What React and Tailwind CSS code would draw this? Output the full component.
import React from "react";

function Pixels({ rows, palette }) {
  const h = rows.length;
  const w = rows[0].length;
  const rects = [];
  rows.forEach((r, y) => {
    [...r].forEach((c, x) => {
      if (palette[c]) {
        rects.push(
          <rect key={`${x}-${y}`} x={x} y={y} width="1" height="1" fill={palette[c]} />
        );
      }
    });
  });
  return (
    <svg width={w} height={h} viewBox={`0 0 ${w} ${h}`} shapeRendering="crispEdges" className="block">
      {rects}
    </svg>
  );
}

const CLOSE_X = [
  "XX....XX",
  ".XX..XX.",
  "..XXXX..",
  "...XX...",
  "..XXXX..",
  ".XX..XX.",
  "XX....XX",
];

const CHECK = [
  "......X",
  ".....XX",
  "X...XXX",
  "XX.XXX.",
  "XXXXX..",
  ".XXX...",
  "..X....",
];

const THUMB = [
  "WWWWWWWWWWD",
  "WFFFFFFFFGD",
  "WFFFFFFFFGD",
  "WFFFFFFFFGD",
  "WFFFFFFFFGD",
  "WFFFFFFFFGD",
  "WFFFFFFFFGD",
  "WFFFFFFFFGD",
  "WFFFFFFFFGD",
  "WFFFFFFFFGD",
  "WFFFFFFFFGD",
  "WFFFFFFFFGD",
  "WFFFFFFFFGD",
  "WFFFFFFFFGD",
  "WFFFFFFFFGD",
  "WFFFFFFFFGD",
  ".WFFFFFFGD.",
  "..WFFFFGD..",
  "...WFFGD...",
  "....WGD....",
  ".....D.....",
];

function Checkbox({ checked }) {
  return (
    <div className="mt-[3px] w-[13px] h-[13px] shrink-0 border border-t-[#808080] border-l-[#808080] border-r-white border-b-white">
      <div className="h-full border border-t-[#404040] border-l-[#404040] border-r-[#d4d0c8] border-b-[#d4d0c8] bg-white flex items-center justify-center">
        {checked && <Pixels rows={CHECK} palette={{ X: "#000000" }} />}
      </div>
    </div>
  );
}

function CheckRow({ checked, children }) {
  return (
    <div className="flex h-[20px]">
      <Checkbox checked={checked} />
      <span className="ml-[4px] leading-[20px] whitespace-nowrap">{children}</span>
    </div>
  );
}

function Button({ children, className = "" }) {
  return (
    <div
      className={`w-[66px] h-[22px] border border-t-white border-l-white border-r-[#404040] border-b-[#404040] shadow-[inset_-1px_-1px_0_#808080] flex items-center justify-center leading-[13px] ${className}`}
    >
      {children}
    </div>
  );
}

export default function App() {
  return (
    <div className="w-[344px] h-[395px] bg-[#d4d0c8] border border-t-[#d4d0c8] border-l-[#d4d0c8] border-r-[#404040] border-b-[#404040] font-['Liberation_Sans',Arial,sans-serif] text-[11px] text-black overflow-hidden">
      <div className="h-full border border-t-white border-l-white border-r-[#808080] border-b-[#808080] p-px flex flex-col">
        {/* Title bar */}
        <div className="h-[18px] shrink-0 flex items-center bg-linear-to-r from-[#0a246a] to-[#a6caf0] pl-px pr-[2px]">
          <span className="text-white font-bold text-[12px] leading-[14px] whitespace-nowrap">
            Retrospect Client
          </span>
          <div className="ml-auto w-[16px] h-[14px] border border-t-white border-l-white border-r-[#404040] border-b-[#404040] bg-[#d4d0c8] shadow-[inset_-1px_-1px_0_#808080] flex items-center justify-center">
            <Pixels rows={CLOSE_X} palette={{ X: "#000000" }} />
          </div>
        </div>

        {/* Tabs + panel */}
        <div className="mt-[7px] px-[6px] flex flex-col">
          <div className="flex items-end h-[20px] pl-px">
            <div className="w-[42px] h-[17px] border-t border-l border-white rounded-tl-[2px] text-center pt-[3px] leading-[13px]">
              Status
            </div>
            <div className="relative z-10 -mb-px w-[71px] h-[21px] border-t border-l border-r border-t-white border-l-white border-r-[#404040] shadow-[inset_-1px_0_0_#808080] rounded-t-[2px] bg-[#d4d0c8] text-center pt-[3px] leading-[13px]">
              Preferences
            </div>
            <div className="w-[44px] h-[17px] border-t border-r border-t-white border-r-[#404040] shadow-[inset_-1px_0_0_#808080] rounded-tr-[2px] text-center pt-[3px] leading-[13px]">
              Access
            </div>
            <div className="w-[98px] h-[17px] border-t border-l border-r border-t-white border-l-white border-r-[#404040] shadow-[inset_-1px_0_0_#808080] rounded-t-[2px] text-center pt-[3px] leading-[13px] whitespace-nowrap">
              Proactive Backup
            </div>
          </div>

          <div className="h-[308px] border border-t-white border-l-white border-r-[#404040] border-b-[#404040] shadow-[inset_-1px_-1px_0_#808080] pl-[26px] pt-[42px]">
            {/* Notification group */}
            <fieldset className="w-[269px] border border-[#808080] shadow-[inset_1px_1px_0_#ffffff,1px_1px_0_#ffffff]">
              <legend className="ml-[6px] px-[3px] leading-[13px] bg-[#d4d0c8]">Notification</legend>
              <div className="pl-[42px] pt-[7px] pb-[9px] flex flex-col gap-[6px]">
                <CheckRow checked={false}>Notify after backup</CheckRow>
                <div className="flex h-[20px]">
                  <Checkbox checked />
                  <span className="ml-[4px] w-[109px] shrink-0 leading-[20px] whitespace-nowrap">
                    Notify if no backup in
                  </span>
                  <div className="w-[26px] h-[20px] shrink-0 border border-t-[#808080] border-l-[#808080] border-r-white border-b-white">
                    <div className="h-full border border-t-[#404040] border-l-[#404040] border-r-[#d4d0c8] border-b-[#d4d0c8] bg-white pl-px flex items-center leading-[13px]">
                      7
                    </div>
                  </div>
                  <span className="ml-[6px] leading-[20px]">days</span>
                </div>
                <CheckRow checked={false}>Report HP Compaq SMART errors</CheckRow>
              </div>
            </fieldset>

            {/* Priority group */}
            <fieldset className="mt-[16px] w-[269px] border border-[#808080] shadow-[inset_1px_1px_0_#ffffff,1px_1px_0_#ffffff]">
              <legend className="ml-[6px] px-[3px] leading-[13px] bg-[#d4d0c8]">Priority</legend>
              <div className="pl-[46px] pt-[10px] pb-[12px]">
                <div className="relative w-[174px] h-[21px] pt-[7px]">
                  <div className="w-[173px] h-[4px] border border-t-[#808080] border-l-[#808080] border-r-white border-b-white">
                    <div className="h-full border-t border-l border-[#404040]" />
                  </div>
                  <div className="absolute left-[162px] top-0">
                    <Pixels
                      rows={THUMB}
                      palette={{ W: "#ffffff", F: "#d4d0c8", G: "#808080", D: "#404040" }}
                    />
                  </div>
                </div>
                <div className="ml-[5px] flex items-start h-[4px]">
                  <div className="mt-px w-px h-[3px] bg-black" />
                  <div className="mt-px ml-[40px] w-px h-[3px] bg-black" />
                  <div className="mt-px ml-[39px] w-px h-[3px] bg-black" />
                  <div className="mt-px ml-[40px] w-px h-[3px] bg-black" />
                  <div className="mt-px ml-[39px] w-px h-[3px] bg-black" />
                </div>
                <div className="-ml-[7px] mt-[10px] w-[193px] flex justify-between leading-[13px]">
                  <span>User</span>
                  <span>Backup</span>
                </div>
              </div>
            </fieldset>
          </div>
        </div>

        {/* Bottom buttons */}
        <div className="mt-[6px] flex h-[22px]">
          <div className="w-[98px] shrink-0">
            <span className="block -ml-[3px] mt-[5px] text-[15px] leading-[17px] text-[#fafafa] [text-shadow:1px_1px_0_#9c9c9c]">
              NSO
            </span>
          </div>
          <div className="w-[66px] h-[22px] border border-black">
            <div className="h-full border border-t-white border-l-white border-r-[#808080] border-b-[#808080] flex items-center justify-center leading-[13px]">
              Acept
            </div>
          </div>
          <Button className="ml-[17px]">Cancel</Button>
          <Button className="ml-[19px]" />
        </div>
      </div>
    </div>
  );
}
--
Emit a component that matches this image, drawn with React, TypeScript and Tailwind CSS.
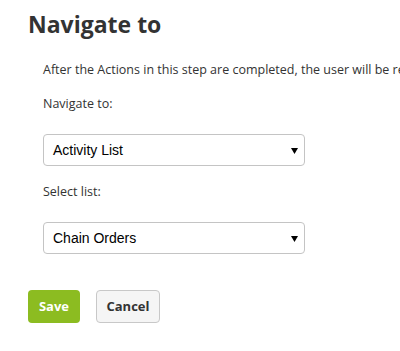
--
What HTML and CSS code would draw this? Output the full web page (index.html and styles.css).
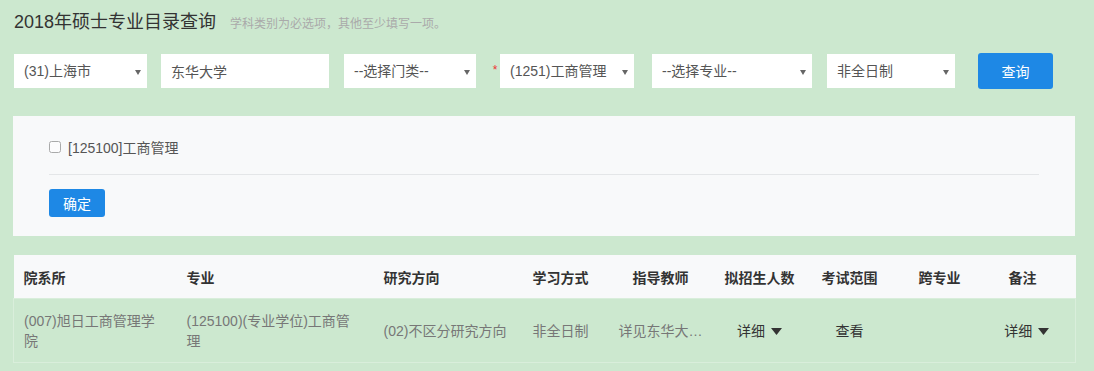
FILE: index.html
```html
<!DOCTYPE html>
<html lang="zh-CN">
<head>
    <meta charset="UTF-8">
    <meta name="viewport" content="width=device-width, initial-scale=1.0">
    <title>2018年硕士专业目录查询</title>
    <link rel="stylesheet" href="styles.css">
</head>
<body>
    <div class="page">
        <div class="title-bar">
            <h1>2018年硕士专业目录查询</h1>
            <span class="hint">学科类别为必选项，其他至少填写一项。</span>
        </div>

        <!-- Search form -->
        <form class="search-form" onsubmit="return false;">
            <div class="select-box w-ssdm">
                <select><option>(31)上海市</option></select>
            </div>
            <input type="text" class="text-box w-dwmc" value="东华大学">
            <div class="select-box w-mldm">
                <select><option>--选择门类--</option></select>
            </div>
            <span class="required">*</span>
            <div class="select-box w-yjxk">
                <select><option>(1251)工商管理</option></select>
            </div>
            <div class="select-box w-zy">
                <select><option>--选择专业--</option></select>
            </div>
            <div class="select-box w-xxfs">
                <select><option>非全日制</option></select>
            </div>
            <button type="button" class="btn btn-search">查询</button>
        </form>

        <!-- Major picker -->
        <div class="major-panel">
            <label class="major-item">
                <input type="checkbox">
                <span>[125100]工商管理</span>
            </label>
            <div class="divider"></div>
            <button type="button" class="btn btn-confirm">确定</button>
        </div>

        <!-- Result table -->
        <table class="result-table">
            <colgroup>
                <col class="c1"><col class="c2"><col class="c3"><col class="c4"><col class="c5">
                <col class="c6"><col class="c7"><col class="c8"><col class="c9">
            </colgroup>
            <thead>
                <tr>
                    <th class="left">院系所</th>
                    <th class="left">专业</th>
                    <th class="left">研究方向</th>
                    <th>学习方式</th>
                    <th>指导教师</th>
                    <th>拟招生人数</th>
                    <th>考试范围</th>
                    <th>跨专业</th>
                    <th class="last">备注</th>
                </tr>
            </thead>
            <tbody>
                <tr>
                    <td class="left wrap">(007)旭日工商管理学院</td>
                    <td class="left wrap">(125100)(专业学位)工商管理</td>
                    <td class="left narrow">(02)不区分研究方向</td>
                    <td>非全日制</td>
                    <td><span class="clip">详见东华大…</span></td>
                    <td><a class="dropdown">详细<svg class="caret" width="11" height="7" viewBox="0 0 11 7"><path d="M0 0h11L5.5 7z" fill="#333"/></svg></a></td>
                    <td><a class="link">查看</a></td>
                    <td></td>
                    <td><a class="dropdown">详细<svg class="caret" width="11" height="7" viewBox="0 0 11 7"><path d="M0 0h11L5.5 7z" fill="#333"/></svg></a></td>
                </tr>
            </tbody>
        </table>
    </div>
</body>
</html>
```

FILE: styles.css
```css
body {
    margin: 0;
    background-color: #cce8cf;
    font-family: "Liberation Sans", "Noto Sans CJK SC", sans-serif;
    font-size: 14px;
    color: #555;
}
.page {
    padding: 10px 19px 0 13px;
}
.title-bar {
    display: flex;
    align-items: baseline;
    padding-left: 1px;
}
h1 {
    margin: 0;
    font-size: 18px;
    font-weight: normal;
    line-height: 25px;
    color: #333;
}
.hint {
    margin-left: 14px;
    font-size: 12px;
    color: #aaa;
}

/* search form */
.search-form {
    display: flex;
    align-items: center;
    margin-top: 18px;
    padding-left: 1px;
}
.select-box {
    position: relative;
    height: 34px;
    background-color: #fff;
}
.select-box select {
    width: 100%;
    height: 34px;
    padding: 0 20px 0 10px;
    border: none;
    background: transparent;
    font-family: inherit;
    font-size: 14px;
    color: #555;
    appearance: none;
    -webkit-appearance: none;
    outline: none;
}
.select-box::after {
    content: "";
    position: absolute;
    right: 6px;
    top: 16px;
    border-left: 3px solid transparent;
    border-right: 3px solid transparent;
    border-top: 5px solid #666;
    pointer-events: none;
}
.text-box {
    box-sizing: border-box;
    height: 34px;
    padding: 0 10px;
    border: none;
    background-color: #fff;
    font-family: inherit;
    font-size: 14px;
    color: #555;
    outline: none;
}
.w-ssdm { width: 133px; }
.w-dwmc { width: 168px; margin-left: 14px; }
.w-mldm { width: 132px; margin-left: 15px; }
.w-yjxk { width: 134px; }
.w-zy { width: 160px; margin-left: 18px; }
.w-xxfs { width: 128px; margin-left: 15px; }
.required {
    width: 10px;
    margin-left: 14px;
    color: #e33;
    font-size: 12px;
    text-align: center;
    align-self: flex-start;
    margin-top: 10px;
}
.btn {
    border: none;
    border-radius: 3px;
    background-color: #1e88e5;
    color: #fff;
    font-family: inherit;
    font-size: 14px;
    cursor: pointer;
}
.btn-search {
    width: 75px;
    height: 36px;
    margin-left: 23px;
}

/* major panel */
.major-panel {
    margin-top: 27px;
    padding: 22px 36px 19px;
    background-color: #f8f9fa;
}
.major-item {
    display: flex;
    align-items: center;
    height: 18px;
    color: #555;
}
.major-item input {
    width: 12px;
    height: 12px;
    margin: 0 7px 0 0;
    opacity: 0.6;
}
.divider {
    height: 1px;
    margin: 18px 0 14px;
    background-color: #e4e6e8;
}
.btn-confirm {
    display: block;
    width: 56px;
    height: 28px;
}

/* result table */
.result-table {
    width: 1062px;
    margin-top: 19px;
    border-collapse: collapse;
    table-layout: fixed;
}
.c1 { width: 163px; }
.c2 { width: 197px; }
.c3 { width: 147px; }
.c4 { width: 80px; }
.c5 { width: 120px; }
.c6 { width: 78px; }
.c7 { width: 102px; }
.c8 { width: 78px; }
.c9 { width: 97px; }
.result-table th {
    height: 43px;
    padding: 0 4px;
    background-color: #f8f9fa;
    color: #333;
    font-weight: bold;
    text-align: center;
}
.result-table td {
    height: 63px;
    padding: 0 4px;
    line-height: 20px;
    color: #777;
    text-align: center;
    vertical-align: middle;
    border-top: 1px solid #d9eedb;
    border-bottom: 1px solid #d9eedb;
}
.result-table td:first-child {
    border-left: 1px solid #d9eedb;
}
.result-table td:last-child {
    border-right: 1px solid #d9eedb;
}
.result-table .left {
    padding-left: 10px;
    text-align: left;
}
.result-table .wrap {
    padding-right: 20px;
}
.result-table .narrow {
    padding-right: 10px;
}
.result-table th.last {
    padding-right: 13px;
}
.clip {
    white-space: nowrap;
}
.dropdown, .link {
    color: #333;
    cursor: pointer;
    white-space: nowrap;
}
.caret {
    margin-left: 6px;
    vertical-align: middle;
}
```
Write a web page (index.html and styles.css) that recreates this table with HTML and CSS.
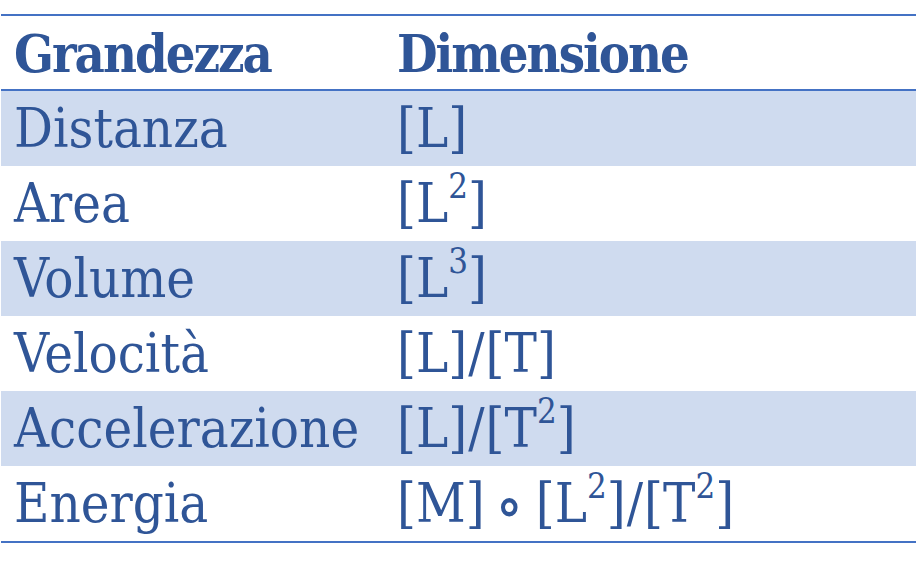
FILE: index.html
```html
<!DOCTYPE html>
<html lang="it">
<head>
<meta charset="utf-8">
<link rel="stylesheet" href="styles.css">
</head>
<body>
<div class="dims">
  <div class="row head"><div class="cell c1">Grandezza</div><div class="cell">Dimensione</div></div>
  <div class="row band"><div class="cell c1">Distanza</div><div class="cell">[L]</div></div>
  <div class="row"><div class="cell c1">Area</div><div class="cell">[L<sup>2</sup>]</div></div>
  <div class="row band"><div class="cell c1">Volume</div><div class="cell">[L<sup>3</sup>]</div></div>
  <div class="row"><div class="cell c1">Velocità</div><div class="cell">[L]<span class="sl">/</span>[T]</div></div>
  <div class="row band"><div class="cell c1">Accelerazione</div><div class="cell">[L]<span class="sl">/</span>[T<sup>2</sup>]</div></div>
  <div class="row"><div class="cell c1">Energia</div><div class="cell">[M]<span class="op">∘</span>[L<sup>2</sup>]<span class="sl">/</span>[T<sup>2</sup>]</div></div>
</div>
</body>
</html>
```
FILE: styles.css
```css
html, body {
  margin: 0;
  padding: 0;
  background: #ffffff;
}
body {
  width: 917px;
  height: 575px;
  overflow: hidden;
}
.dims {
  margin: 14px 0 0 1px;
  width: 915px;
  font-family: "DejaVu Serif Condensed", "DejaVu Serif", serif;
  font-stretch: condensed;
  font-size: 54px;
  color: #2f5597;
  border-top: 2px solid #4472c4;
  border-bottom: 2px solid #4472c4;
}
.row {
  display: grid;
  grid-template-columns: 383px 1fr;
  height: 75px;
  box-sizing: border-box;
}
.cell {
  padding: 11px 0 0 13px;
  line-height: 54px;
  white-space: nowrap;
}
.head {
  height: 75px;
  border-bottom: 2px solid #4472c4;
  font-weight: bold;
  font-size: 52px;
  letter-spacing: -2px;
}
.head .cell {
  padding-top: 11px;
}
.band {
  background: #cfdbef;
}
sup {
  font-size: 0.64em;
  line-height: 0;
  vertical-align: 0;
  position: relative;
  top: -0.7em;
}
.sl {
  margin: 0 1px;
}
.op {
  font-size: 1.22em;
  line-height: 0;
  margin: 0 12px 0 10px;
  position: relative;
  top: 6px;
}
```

> **Aim of the task**: Each line from the one holding "What React and" to the one holding "import React from", those two included, is to be transcribed exactly, and no other line.

> **The completed task**:
What React and Tailwind CSS code would draw this? Output the full component.
import React from "react";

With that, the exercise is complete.